There are advantages to famous public gardens in the rain: you will probably have them to yourselves. There were half a dozen other stalwarts/crazy people there, but Mottisfont in high summer is usually frelling jammed. I shot off more photos in less time than I probably ever have there, and was feeling quite smug till (a) MY CAMERA’S BATTERY DIED†† and (b) I got home and discovered that despite compulsive lens-wiping better than half my photos have large grey raindrop blobs on them. ARRRRRRRGH.†††
* * *
* And we, or at any rate I, have to go back for the E H Shepherd show.

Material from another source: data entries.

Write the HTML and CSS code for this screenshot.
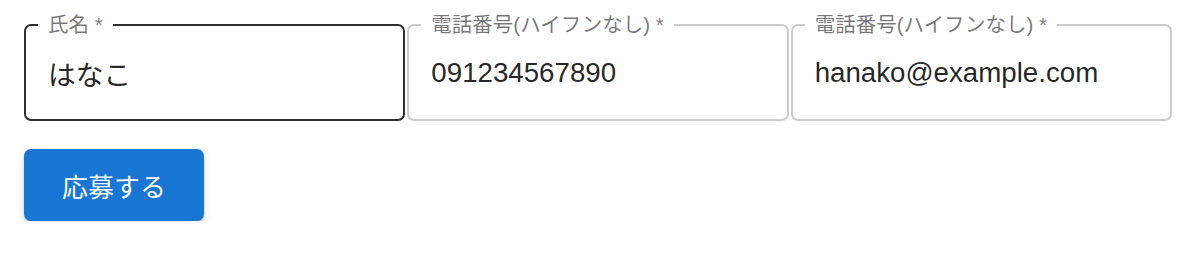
FILE: index.html
```html
<!DOCTYPE html>
<html lang="ja">
<head>
<meta charset="utf-8">
<title>応募フォーム</title>
<link rel="stylesheet" href="styles.css">
</head>
<body>
<form class="form">
  <div class="fields">
    <fieldset class="field field--hover">
      <legend class="field__label">氏名 *</legend>
      <input class="field__input" type="text" value="はなこ">
    </fieldset>
    <fieldset class="field">
      <legend class="field__label">電話番号(ハイフンなし) *</legend>
      <input class="field__input" type="text" value="091234567890">
    </fieldset>
    <fieldset class="field">
      <legend class="field__label">電話番号(ハイフンなし) *</legend>
      <input class="field__input" type="text" value="hanako@example.com">
    </fieldset>
  </div>
  <button class="submit" type="button">応募する</button>
</form>
</body>
</html>
```

FILE: styles.css
```css
html, body {
  margin: 0;
  background: #ffffff;
}

body {
  font-family: "Liberation Sans", "Noto Sans CJK JP", sans-serif;
}

.form {
  padding: 13px 0 0 24px;
  display: flex;
  flex-direction: column;
  align-items: flex-start;
}

.fields {
  display: grid;
  grid-template-columns: repeat(3, 1fr);
  gap: 2px;
  width: 1148px;
}

.field {
  margin: 0;
  min-width: 0;
  padding: 0 0 10px 12px;
  border: 2px solid rgba(0, 0, 0, 0.2);
  border-radius: 7px;
}

.field--hover {
  border-color: rgba(0, 0, 0, 0.82);
}

.field__label {
  padding: 0 10px;
  font-family: "Liberation Sans", "Noto Sans CJK JP", sans-serif;
  font-size: 20.5px;
  line-height: 24px;
  color: rgba(0, 0, 0, 0.55);
}

.field__input {
  display: block;
  box-sizing: border-box;
  width: 100%;
  height: 72px;
  margin: 0;
  padding: 0 10px;
  border: 0;
  outline: none;
  background: transparent;
  font-family: "Liberation Sans", "Noto Sans CJK JP", sans-serif;
  font-size: 27.7px;
  color: rgba(0, 0, 0, 0.87);
}

.submit {
  margin-top: 28px;
  height: 72px;
  padding: 0 38px;
  border: 0;
  border-radius: 7px;
  background: #1976d2;
  color: #ffffff;
  font-family: "Noto Sans CJK JP", sans-serif;
  font-size: 26px;
  box-shadow: 0 5px 2px -3px rgba(0, 0, 0, 0.2), 0 3px 3px 0 rgba(0, 0, 0, 0.14), 0 2px 8px 0 rgba(0, 0, 0, 0.12);
}
```
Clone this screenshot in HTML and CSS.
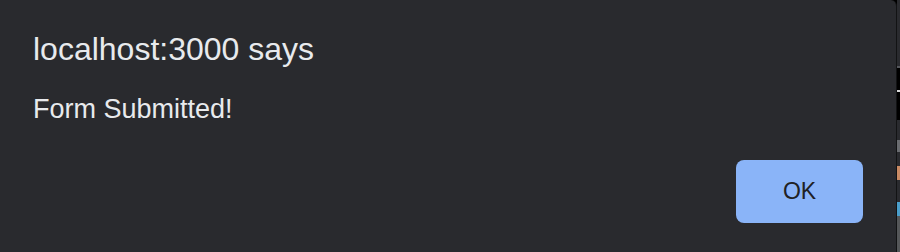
FILE: index.html
```html
<!DOCTYPE html>
<html lang="en">
<head>
    <meta charset="UTF-8">
    <title>localhost:3000 says</title>
    <link rel="stylesheet" href="styles.css">
</head>
<body>
<div class="page">
    <div class="dialog">
        <h1 class="title">localhost:3000 says</h1>
        <p class="message">Form Submitted!</p>
        <div class="buttons">
            <button class="ok">OK</button>
        </div>
    </div>
    <div class="strip">
        <span class="s1"></span>
        <span class="s2"></span>
        <span class="s3"></span>
        <span class="s4"></span>
        <span class="s5"></span>
        <span class="s6"></span>
        <span class="s7"></span>
        <span class="s8"></span>
        <span class="s9"></span>
        <span class="s10"></span>
        <span class="s11"></span>
    </div>
</div>
</body>
</html>
```

FILE: styles.css
```css
* {
    margin: 0;
    padding: 0;
    box-sizing: border-box;
}
body {
    background-color: #000;
    font-family: "Liberation Sans", Arial, sans-serif;
    overflow: hidden;
}
.page {
    display: flex;
    width: 900px;
    height: 252px;
}
.dialog {
    width: 897px;
    height: 252px;
    padding: 0 33px;
    background-color: #292a2e;
    border-right: 1px solid #121314;
    border-top-right-radius: 6px;
    color: #e8eaed;
    display: flex;
    flex-direction: column;
}
.title {
    font-size: 32px;
    font-weight: normal;
    line-height: 36px;
    margin-top: 31px;
}
.message {
    font-size: 27px;
    line-height: 30px;
    margin-top: 27px;
}
.buttons {
    display: flex;
    justify-content: flex-end;
    margin-top: 36px;
}
.ok {
    width: 127px;
    height: 63px;
    border: none;
    border-radius: 8px;
    background-color: #8ab4f8;
    color: #202124;
    font-family: "Liberation Sans", Arial, sans-serif;
    font-size: 23px;
    cursor: pointer;
}
.strip {
    width: 3px;
    display: flex;
    flex-direction: column;
}
.strip span {
    display: block;
}
.s1 { height: 66px; background: #2a2b2f; }
.s2 { height: 2px; background: #55575c; }
.s3 { height: 22px; background: #000; }
.s4 { height: 2px; background: #d8d8d8; }
.s5 { height: 28px; background: #000; }
.s6 { height: 20px; background: #2a2b2f; }
.s7 { height: 12px; background: #6a6c70; }
.s8 { height: 14px; background: #2a2b2f; }
.s9 { height: 14px; background: #c98a64; }
.s10 { height: 36px; background: #2a2b2f; border-bottom: 14px solid #4a9ecb; }
.s11 { flex: 1; background: #555759; }
```
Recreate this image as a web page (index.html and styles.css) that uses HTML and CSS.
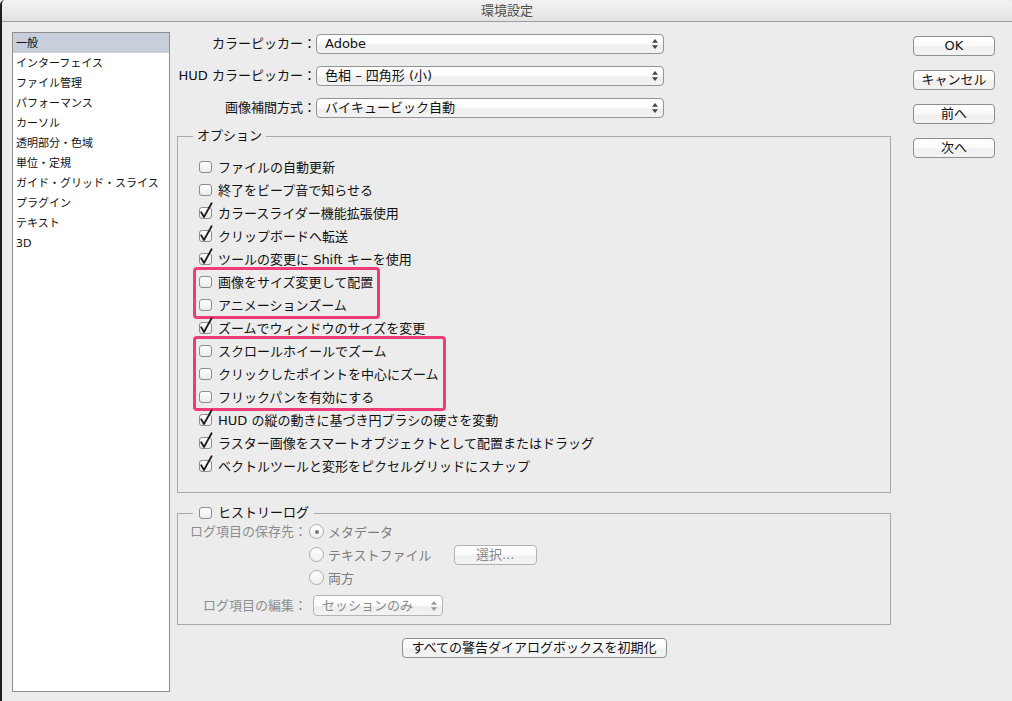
FILE: index.html
```html
<!DOCTYPE html>
<html lang="ja">
<head>
<meta charset="utf-8">
<title>環境設定</title>
<link rel="stylesheet" href="styles.css">
</head>
<body>
<div class="window">
  <header class="titlebar">環境設定</header>
  <div class="content">
    <ul class="sidebar">
      <li class="selected">一般</li>
      <li>インターフェイス</li>
      <li>ファイル管理</li>
      <li>パフォーマンス</li>
      <li>カーソル</li>
      <li>透明部分・色域</li>
      <li>単位・定規</li>
      <li>ガイド・グリッド・スライス</li>
      <li>プラグイン</li>
      <li>テキスト</li>
      <li>3D</li>
    </ul>

    <main class="main">
      <div class="selects">
        <label class="sel-label">カラーピッカー：</label>
        <div class="popup wide"><span>Adobe</span><svg class="arrows" viewBox="0 0 6 10"><path d="M0 3.8L3 0L6 3.8Z M0 6.2L6 6.2L3 10Z"/></svg></div>
        <label class="sel-label">HUD カラーピッカー：</label>
        <div class="popup wide"><span>色相 – 四角形 (小)</span><svg class="arrows" viewBox="0 0 6 10"><path d="M0 3.8L3 0L6 3.8Z M0 6.2L6 6.2L3 10Z"/></svg></div>
        <label class="sel-label">画像補間方式：</label>
        <div class="popup wide"><span>バイキュービック自動</span><svg class="arrows" viewBox="0 0 6 10"><path d="M0 3.8L3 0L6 3.8Z M0 6.2L6 6.2L3 10Z"/></svg></div>
      </div>

      <fieldset class="group options">
        <legend class="legend-text">オプション</legend>
        <div class="rows">
          <div class="row"><span class="cb"></span>ファイルの自動更新</div>
          <div class="row"><span class="cb"></span>終了をビープ音で知らせる</div>
          <div class="row"><span class="cb on"><svg viewBox="0 0 14 16"><path d="M2.2 10.2L5 15L12.6 1.2"/></svg></span>カラースライダー機能拡張使用</div>
          <div class="row"><span class="cb on"><svg viewBox="0 0 14 16"><path d="M2.2 10.2L5 15L12.6 1.2"/></svg></span>クリップボードへ転送</div>
          <div class="row"><span class="cb on"><svg viewBox="0 0 14 16"><path d="M2.2 10.2L5 15L12.6 1.2"/></svg></span>ツールの変更に Shift キーを使用</div>
          <div class="mark">
            <div class="row"><span class="cb"></span>画像をサイズ変更して配置</div>
            <div class="row"><span class="cb"></span>アニメーションズーム</div>
          </div>
          <div class="row"><span class="cb on"><svg viewBox="0 0 14 16"><path d="M2.2 10.2L5 15L12.6 1.2"/></svg></span>ズームでウィンドウのサイズを変更</div>
          <div class="mark">
            <div class="row"><span class="cb"></span>スクロールホイールでズーム</div>
            <div class="row"><span class="cb"></span>クリックしたポイントを中心にズーム</div>
            <div class="row"><span class="cb"></span>フリックパンを有効にする</div>
          </div>
          <div class="row"><span class="cb on"><svg viewBox="0 0 14 16"><path d="M2.2 10.2L5 15L12.6 1.2"/></svg></span>HUD の縦の動きに基づき円ブラシの硬さを変動</div>
          <div class="row"><span class="cb on"><svg viewBox="0 0 14 16"><path d="M2.2 10.2L5 15L12.6 1.2"/></svg></span>ラスター画像をスマートオブジェクトとして配置またはドラッグ</div>
          <div class="row"><span class="cb on"><svg viewBox="0 0 14 16"><path d="M2.2 10.2L5 15L12.6 1.2"/></svg></span>ベクトルツールと変形をピクセルグリッドにスナップ</div>
        </div>
      </fieldset>

      <fieldset class="group history">
        <legend class="legend-check"><span class="cb"></span>ヒストリーログ</legend>
        <div class="log-grid">
          <span class="dim-label">ログ項目の保存先：</span>
          <div class="radios">
            <div class="radio-row"><span class="radio sel"></span>メタデータ</div>
            <div class="radio-row"><span class="radio"></span>テキストファイル<span class="btn small dim">選択...</span></div>
            <div class="radio-row"><span class="radio"></span>両方</div>
          </div>
          <span class="dim-label edit-label">ログ項目の編集：</span>
          <div class="popup narrow dim"><span>セッションのみ</span><svg class="arrows" viewBox="0 0 6 10"><path d="M0 3.8L3 0L6 3.8Z M0 6.2L6 6.2L3 10Z"/></svg></div>
        </div>
      </fieldset>

      <div class="reset-wrap"><span class="btn reset">すべての警告ダイアログボックスを初期化</span></div>
    </main>

    <div class="buttons">
      <span class="btn side">OK</span>
      <span class="btn side">キャンセル</span>
      <span class="btn side">前へ</span>
      <span class="btn side">次へ</span>
    </div>
  </div>
</div>
</body>
</html>
```

FILE: styles.css
```css
* { box-sizing: border-box; }

html, body {
  margin: 0;
  padding: 0;
  background: #ececec;
}

body {
  font-family: "DejaVu Sans", "Noto Sans CJK JP", sans-serif;
  font-size: 13px;
  color: #111;
}

.window {
  width: 1012px;
  height: 701px;
  display: flex;
  flex-direction: column;
  background: #ececec;
  border-left: 2px solid #1e1e1e;
  border-top-left-radius: 5px;
  border-top-right-radius: 5px;
  overflow: hidden;
}

.titlebar {
  height: 22px;
  flex: none;
  background: linear-gradient(#f3f3f3, #e2e2e2);
  border-bottom: 1px solid #9e9e9e;
  text-align: center;
  font-size: 13px;
  line-height: 21px;
  color: #4d4d4d;
}

.content {
  flex: 1;
  display: flex;
  align-items: flex-start;
  padding: 10px 0 0 10px;
}

/* Sidebar */
.sidebar {
  list-style: none;
  margin: 0;
  padding: 0;
  width: 158px;
  height: 660px;
  flex: none;
  background: #fff;
  border: 1px solid #8f8f8f;
  font-size: 11px;
}

.sidebar li {
  height: 20px;
  line-height: 22px;
  overflow: hidden;
  padding-left: 3px;
  white-space: nowrap;
}

.sidebar li.selected {
  background: #c8cfda;
}

/* Main column */
.main {
  width: 714px;
  margin-left: 7px;
  padding-top: 2px;
  flex: none;
}

.selects {
  display: grid;
  grid-template-columns: 139px 348px;
  column-gap: 0;
  row-gap: 12px;
  align-items: center;
}

.sel-label {
  text-align: right;
  white-space: nowrap;
  line-height: 20px;
}

.popup {
  height: 20px;
  border: 1px solid #949494;
  border-radius: 4px;
  background: linear-gradient(#ffffff 0%, #fbfbfb 50%, #eeeeee 55%, #f3f3f3 100%);
  display: flex;
  align-items: center;
  justify-content: space-between;
  padding: 0 5px 0 8px;
  line-height: 18px;
  white-space: nowrap;
}

.arrows {
  width: 6px;
  height: 10px;
  fill: #444;
  flex: none;
}

.popup.narrow {
  width: 130px;
}

.popup.dim {
  color: #8a8a8a;
  border-color: #b4b4b4;
}

.popup.dim .arrows {
  fill: #999;
}

/* Group boxes */
.group {
  margin: 0;
  padding: 0;
  border: 1px solid #a9a9a9;
  min-width: 0;
}

.options {
  margin-top: 10px;
}

.legend-text {
  margin-left: 15px;
  padding: 0 4px;
  line-height: 16px;
  height: 16px;
}

.rows {
  padding: 11px 0 15px 21px;
}

.row {
  display: flex;
  align-items: center;
  gap: 6px;
  height: 23px;
  white-space: nowrap;
}

.mark {
  width: fit-content;
  margin: -3px 0 -3px -6px;
  padding: 0 1px 0 0;
  border: 3px solid #ef3b76;
  border-radius: 4px;
}

.mark .row {
  padding-left: 3px;
  padding-right: 3px;
}

/* Checkbox */
.cb {
  position: relative;
  display: inline-block;
  width: 13px;
  height: 12px;
  flex: none;
  border: 1px solid #8d8d8d;
  border-radius: 3px;
  background: linear-gradient(#ffffff, #ebebeb);
}

.cb svg {
  position: absolute;
  left: -1px;
  top: -6px;
  width: 14px;
  height: 16px;
  fill: none;
  stroke: #1c1c1c;
  stroke-width: 1.8;
  stroke-linecap: round;
  stroke-linejoin: round;
}

/* History */
.history {
  margin-top: 12px;
}

.legend-check {
  margin-left: 15px;
  padding: 0 5px 0 6px;
  display: flex;
  align-items: center;
  gap: 6px;
  line-height: 16px;
  height: 16px;
}

.log-grid {
  display: grid;
  grid-template-columns: 129px auto;
  column-gap: 2px;
  align-items: start;
  justify-content: start;
  padding: 0 0 8px 0;
  margin-top: -1px;
}

.dim-label {
  text-align: right;
  color: #8d8d8d;
  line-height: 23px;
  white-space: nowrap;
}

.edit-label {
  margin-top: 6px;
  line-height: 21px;
}

.radios {
  display: flex;
  flex-direction: column;
}

.radio-row {
  display: flex;
  align-items: center;
  gap: 4px;
  height: 23px;
  color: #7c7c7c;
  white-space: nowrap;
}

.radio {
  position: relative;
  width: 15px;
  height: 15px;
  border-radius: 50%;
  border: 1px solid #adadad;
  background: linear-gradient(#ffffff, #eeeeee);
  flex: none;
}

.radio.sel::after {
  content: "";
  position: absolute;
  left: 4.5px;
  top: 4.5px;
  width: 4px;
  height: 4px;
  border-radius: 50%;
  background: #7a7a7a;
}

.log-grid .popup.narrow {
  margin-top: 6px;
  margin-left: 4px;
  height: 21px;
}

/* Buttons */
.btn {
  display: inline-flex;
  align-items: center;
  justify-content: center;
  height: 20px;
  border: 1px solid #8e8e8e;
  border-radius: 4px;
  background: linear-gradient(#ffffff 0%, #fafafa 50%, #efefef 55%, #f4f4f4 100%);
  line-height: 18px;
  white-space: nowrap;
  color: #111;
}

.btn.small {
  width: 83px;
  margin-left: 18px;
}

.btn.dim {
  color: #8a8a8a;
  border-color: #b2b2b2;
}

.reset-wrap {
  display: flex;
  justify-content: center;
  margin-top: 13px;
}

.reset {
  width: 265px;
}

.buttons {
  margin-left: 22px;
  padding-top: 4px;
  display: flex;
  flex-direction: column;
  gap: 14px;
  flex: none;
}

.btn.side {
  width: 82px;
}
```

** I should perhaps officially declare that while I like to complain, I don’t actually mind all that much, barring the immediate sulky-hellhound situation, and that not being able to get into the garden at all due either to imminent drowning or the likelihood of being smothered by very happy, very lush foliage does eventually^ make me CRANKY, as does sinking more than ankle deep on any/all local footpaths. Waiting for me to flounder back out of the latest morass also tends to deepen and enrich wet hellhound sulkiness. This is not a self-aggravating cycle likely to make any of us better human/canine beings.^^
But I will take cold and wet to hot and dry ANY DAY. ANY YEAR. ANY CENTURY.
^ ‘eventually’ being one of those mutable concepts
^^ There is possibly nothing more FUN in this world than getting tangled up with some wet aggressive off lead brute whose so-called owner is slogging on with his/her head sunk between his/her shoulders and his/her hood pulled well down against the grievous misconduct of the weather and the screams of the assaulted.+
+ Pam Adams
Perhaps that’s what you need on your hurtles is a bully-bodyguard to protect the hellhounds and you from idiot owners with off-lead dogs.
::Sighs:: Only if I can hire Southdowner as wrangler.
LOL I understand that the hellhounds were worried. I would be too, even though I know that bully terriers are not dangerous.
Well . . . Alex/Southdowner may want to put me right about this but (a) ALL dogs have the potential to be either sweethearts or dangerous and (b) bull terriers were originally bred to be fighting dogs and it’s unwise to forget this. Bullies were actually on my short list when I was between dogs this last time. They do tend to be people dogs, and I like the twinkle in their eyes, and I told myself that I could cope with one. Alex has 1,000,000# bullies and they all get along fine, so it can be done, but Alex is also a professional dog behaviourist and, as she says herself, socialises the bzrgm out of her critters.
# There are photos
*** Nadia is about to go on maternity leave. As you might say, waaaaaaaaaah.
† In this weather it’s easy to tell she’s been. There are streaming harnesses hooked over the rail in front of the Aga, dripping raincoats hanging over the hellhound gate by the front door, and muddy towels on the floor.
†† My camera’s battery died because I took it into the camera shop on my way to Nadia yesterday, to buy a new lens cap, since I have managed to lose mine.^ Not only did they not have a lens cap that would fit, but the Nice Man behind the counter took about twenty minutes to decide he couldn’t figure out how to de-set some of the weirdnesses that this camera has constructed for my benefit. Siiigh. My beautiful no-longer-new camera has not been the greatest success of my life: it has TOO MANY BUTTONS and trying to deal with the thing and (for example) hellhound leads is a disaster, and as I’m frantically juggling all the buttons go squeeeeeeee and reset themselves in fabulous new patterns . . . unknown even to Nice Men behind the counters of dedicated camera shops. Anyway. There had apparently been severe battery drain as the settings all ran around hiding behind things so the Nice Man couldn’t find them.
^ It’s in the garden. Somewhere. Sigh.
†††As I was leaving the garden, Peter having sloshed on ahead for a cup of tea at the café, I met a bloke coming in, carrying a lot of photography equipment and looking gloomy. The rain had got harder over the course of our visit, and was at this point running down the peak of your hood, caroming off your nose and thundering off your shoulders. Gardens in the rain, I said, at least there’s no one else around. Hmmmmm, he said.